## begin Supplied data

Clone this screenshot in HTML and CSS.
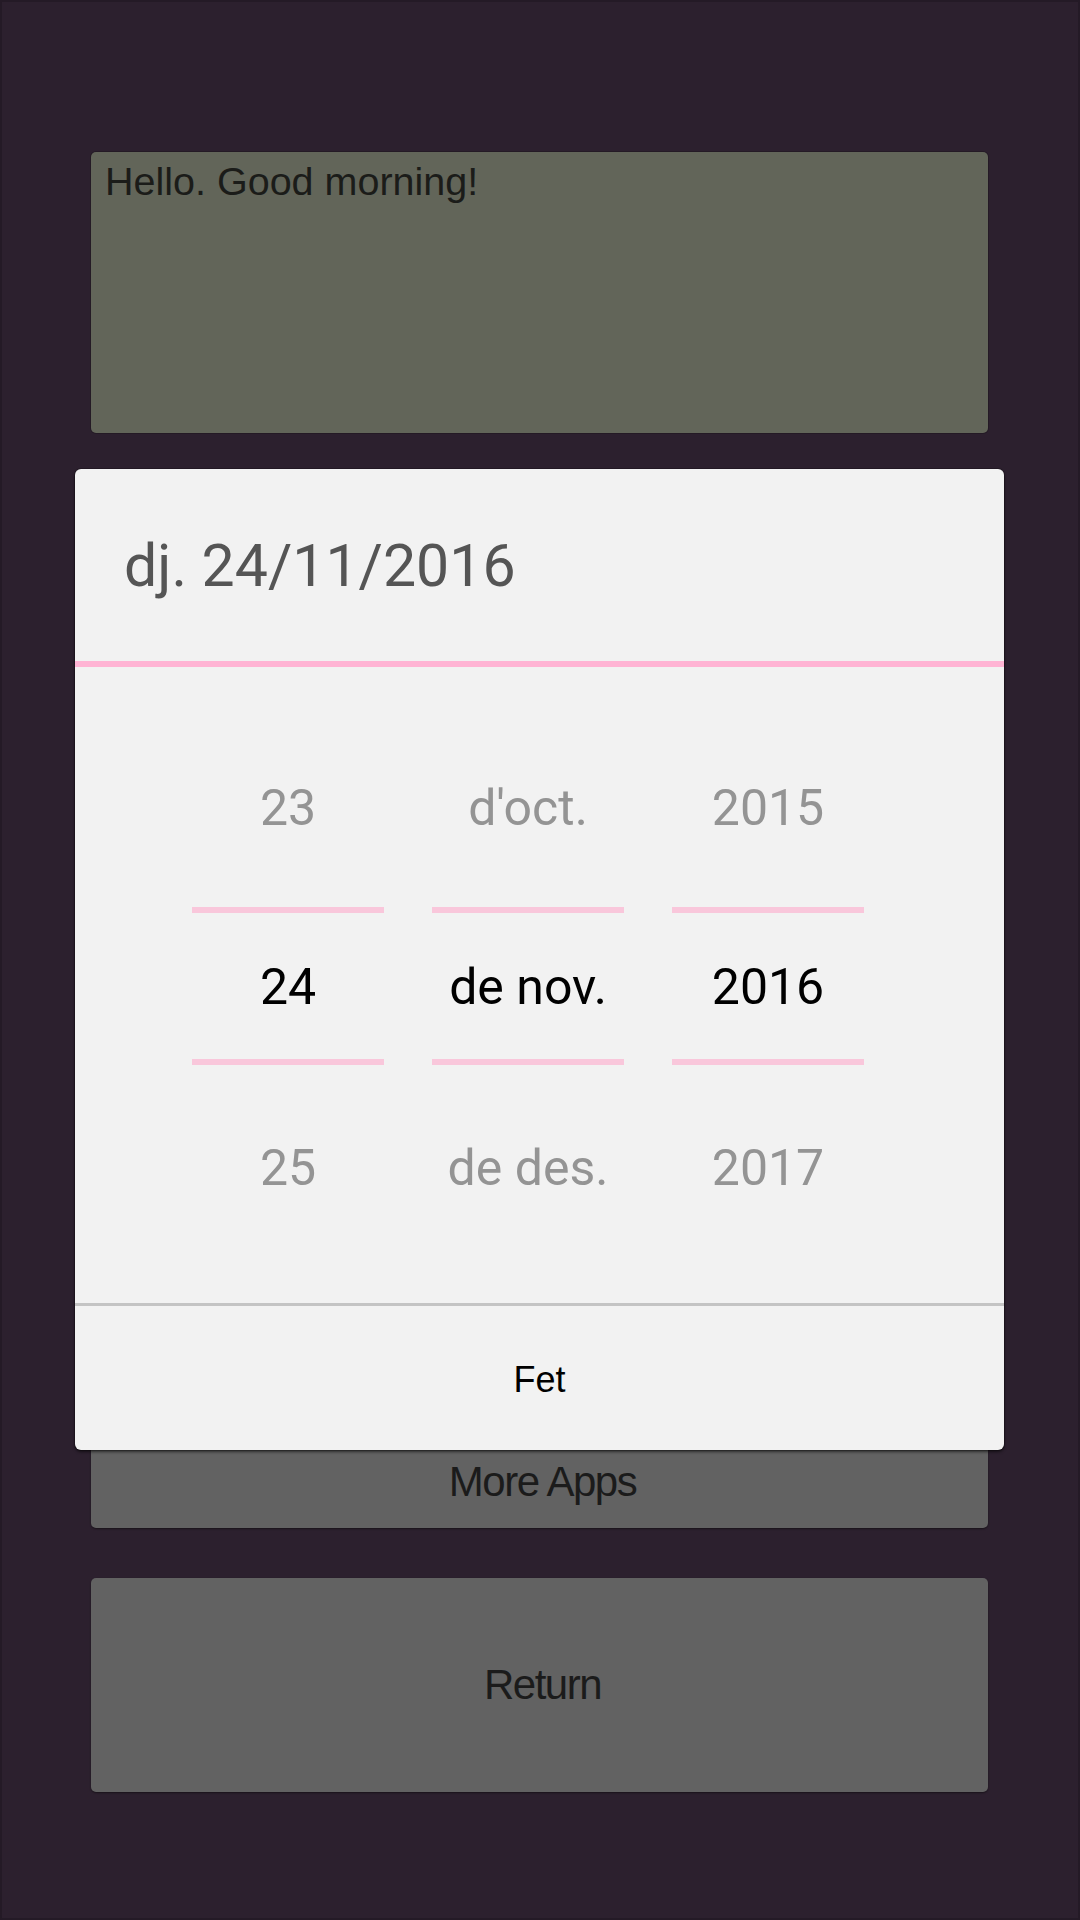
FILE: index.html
```html
<!DOCTYPE html>
<html>
<head>
<meta charset="utf-8">
<link rel="stylesheet" href="styles.css">
</head>
<body>
<div class="screen">
  <div class="note">Hello. Good morning!</div>
  <div class="btn btn-more">More Apps</div>
  <div class="btn btn-return">Return</div>
</div>

<div class="dialog">
  <div class="dialog-header">dj. 24/11/2016</div>
  <div class="accent-line"></div>
  <div class="picker">
    <div class="column">
      <div class="item item-prev">23</div>
      <div class="item item-current">24</div>
      <div class="item item-next">25</div>
    </div>
    <div class="column">
      <div class="item item-prev">d'oct.</div>
      <div class="item item-current">de nov.</div>
      <div class="item item-next">de des.</div>
    </div>
    <div class="column">
      <div class="item item-prev">2015</div>
      <div class="item item-current">2016</div>
      <div class="item item-next">2017</div>
    </div>
  </div>
  <div class="divider"></div>
  <div class="dialog-footer">Fet</div>
</div>
</body>
</html>
```
FILE: styles.css
```css
html, body {
  margin: 0;
  padding: 0;
}

body {
  width: 1080px;
  height: 1920px;
  background: #2c202e;
  box-shadow: inset 0 0 0 2px #241a26;
  position: relative;
  overflow: hidden;
  font-family: "Liberation Sans", Arial, sans-serif;
}

.screen {
  display: flex;
  flex-direction: column;
  padding: 152px 92px 0 91px;
}

.note {
  height: 281px;
  box-sizing: border-box;
  background: #626559;
  border-radius: 5px;
  box-shadow: 0 0 0 1px rgba(0, 0, 0, 0.18);
  padding: 7px 14px;
  font-size: 39.5px;
  line-height: 45px;
  color: #1b1c19;
}

.btn {
  background: #626262;
  border-radius: 5px;
  box-shadow: 0 1px 2px rgba(0, 0, 0, 0.45);
  display: flex;
  align-items: center;
  justify-content: center;
  color: #1b1b1b;
  font-size: 42px;
  letter-spacing: -1.5px;
  padding-left: 6px;
}

.btn-more {
  margin-top: 1003px;
  height: 92px;
}

.btn-return {
  margin-top: 50px;
  height: 214px;
}

/* dialog overlay */
.dialog {
  position: absolute;
  left: 75px;
  top: 469px;
  width: 929px;
  height: 981px;
  background: #f2f2f2;
  border-radius: 6px;
  box-shadow: 0 0 0 1px rgba(0, 0, 0, 0.2), 0 2px 3px rgba(0, 0, 0, 0.55);
  display: flex;
  flex-direction: column;
  overflow: hidden;
}

.dialog-header {
  height: 192px;
  display: flex;
  align-items: center;
  padding-left: 49px;
  font-family: Roboto, "Noto Sans", sans-serif;
  font-size: 59px;
  color: #555555;
}

.accent-line {
  height: 6px;
  background: #ffb4d4;
}

.picker {
  height: 636px;
  box-sizing: border-box;
  padding: 34px 0 0 117px;
  display: grid;
  grid-template-columns: repeat(3, 192px);
  column-gap: 48px;
  align-content: start;
}

.column {
  display: flex;
  flex-direction: column;
}

.item {
  display: flex;
  align-items: center;
  justify-content: center;
  font-family: Roboto, "Noto Sans", sans-serif;
  font-size: 50px;
  color: #949494;
}

.item-prev {
  height: 206px;
  box-sizing: border-box;
  padding-top: 8px;
}

.item-current {
  height: 144px;
  border-top: 6px solid #f9c7db;
  border-bottom: 6px solid #f9c7db;
  color: #000000;
  padding-top: 2px;
}

.item-next {
  height: 206px;
}

.divider {
  height: 3px;
  background: #c4c4c4;
}

.dialog-footer {
  flex: 1;
  display: flex;
  align-items: center;
  justify-content: center;
  font-size: 36px;
  color: #000000;
  padding-top: 4px;
}
```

## end Supplied data

Take the data above and repeat it exactly, leaving each picture out.

Clone this screenshot in HTML and CSS.
FILE: index.html
```html
<!DOCTYPE html>
<html>
<head>
<meta charset="utf-8">
<link rel="stylesheet" href="styles.css">
</head>
<body>
<div class="screen">
  <div class="note">Hello. Good morning!</div>
  <div class="btn btn-more">More Apps</div>
  <div class="btn btn-return">Return</div>
</div>

<div class="dialog">
  <div class="dialog-header">dj. 24/11/2016</div>
  <div class="accent-line"></div>
  <div class="picker">
    <div class="column">
      <div class="item item-prev">23</div>
      <div class="item item-current">24</div>
      <div class="item item-next">25</div>
    </div>
    <div class="column">
      <div class="item item-prev">d'oct.</div>
      <div class="item item-current">de nov.</div>
      <div class="item item-next">de des.</div>
    </div>
    <div class="column">
      <div class="item item-prev">2015</div>
      <div class="item item-current">2016</div>
      <div class="item item-next">2017</div>
    </div>
  </div>
  <div class="divider"></div>
  <div class="dialog-footer">Fet</div>
</div>
</body>
</html>
```
FILE: styles.css
```css
html, body {
  margin: 0;
  padding: 0;
}

body {
  width: 1080px;
  height: 1920px;
  background: #2c202e;
  box-shadow: inset 0 0 0 2px #241a26;
  position: relative;
  overflow: hidden;
  font-family: "Liberation Sans", Arial, sans-serif;
}

.screen {
  display: flex;
  flex-direction: column;
  padding: 152px 92px 0 91px;
}

.note {
  height: 281px;
  box-sizing: border-box;
  background: #626559;
  border-radius: 5px;
  box-shadow: 0 0 0 1px rgba(0, 0, 0, 0.18);
  padding: 7px 14px;
  font-size: 39.5px;
  line-height: 45px;
  color: #1b1c19;
}

.btn {
  background: #626262;
  border-radius: 5px;
  box-shadow: 0 1px 2px rgba(0, 0, 0, 0.45);
  display: flex;
  align-items: center;
  justify-content: center;
  color: #1b1b1b;
  font-size: 42px;
  letter-spacing: -1.5px;
  padding-left: 6px;
}

.btn-more {
  margin-top: 1003px;
  height: 92px;
}

.btn-return {
  margin-top: 50px;
  height: 214px;
}

/* dialog overlay */
.dialog {
  position: absolute;
  left: 75px;
  top: 469px;
  width: 929px;
  height: 981px;
  background: #f2f2f2;
  border-radius: 6px;
  box-shadow: 0 0 0 1px rgba(0, 0, 0, 0.2), 0 2px 3px rgba(0, 0, 0, 0.55);
  display: flex;
  flex-direction: column;
  overflow: hidden;
}

.dialog-header {
  height: 192px;
  display: flex;
  align-items: center;
  padding-left: 49px;
  font-family: Roboto, "Noto Sans", sans-serif;
  font-size: 59px;
  color: #555555;
}

.accent-line {
  height: 6px;
  background: #ffb4d4;
}

.picker {
  height: 636px;
  box-sizing: border-box;
  padding: 34px 0 0 117px;
  display: grid;
  grid-template-columns: repeat(3, 192px);
  column-gap: 48px;
  align-content: start;
}

.column {
  display: flex;
  flex-direction: column;
}

.item {
  display: flex;
  align-items: center;
  justify-content: center;
  font-family: Roboto, "Noto Sans", sans-serif;
  font-size: 50px;
  color: #949494;
}

.item-prev {
  height: 206px;
  box-sizing: border-box;
  padding-top: 8px;
}

.item-current {
  height: 144px;
  border-top: 6px solid #f9c7db;
  border-bottom: 6px solid #f9c7db;
  color: #000000;
  padding-top: 2px;
}

.item-next {
  height: 206px;
}

.divider {
  height: 3px;
  background: #c4c4c4;
}

.dialog-footer {
  flex: 1;
  display: flex;
  align-items: center;
  justify-content: center;
  font-size: 36px;
  color: #000000;
  padding-top: 4px;
}
```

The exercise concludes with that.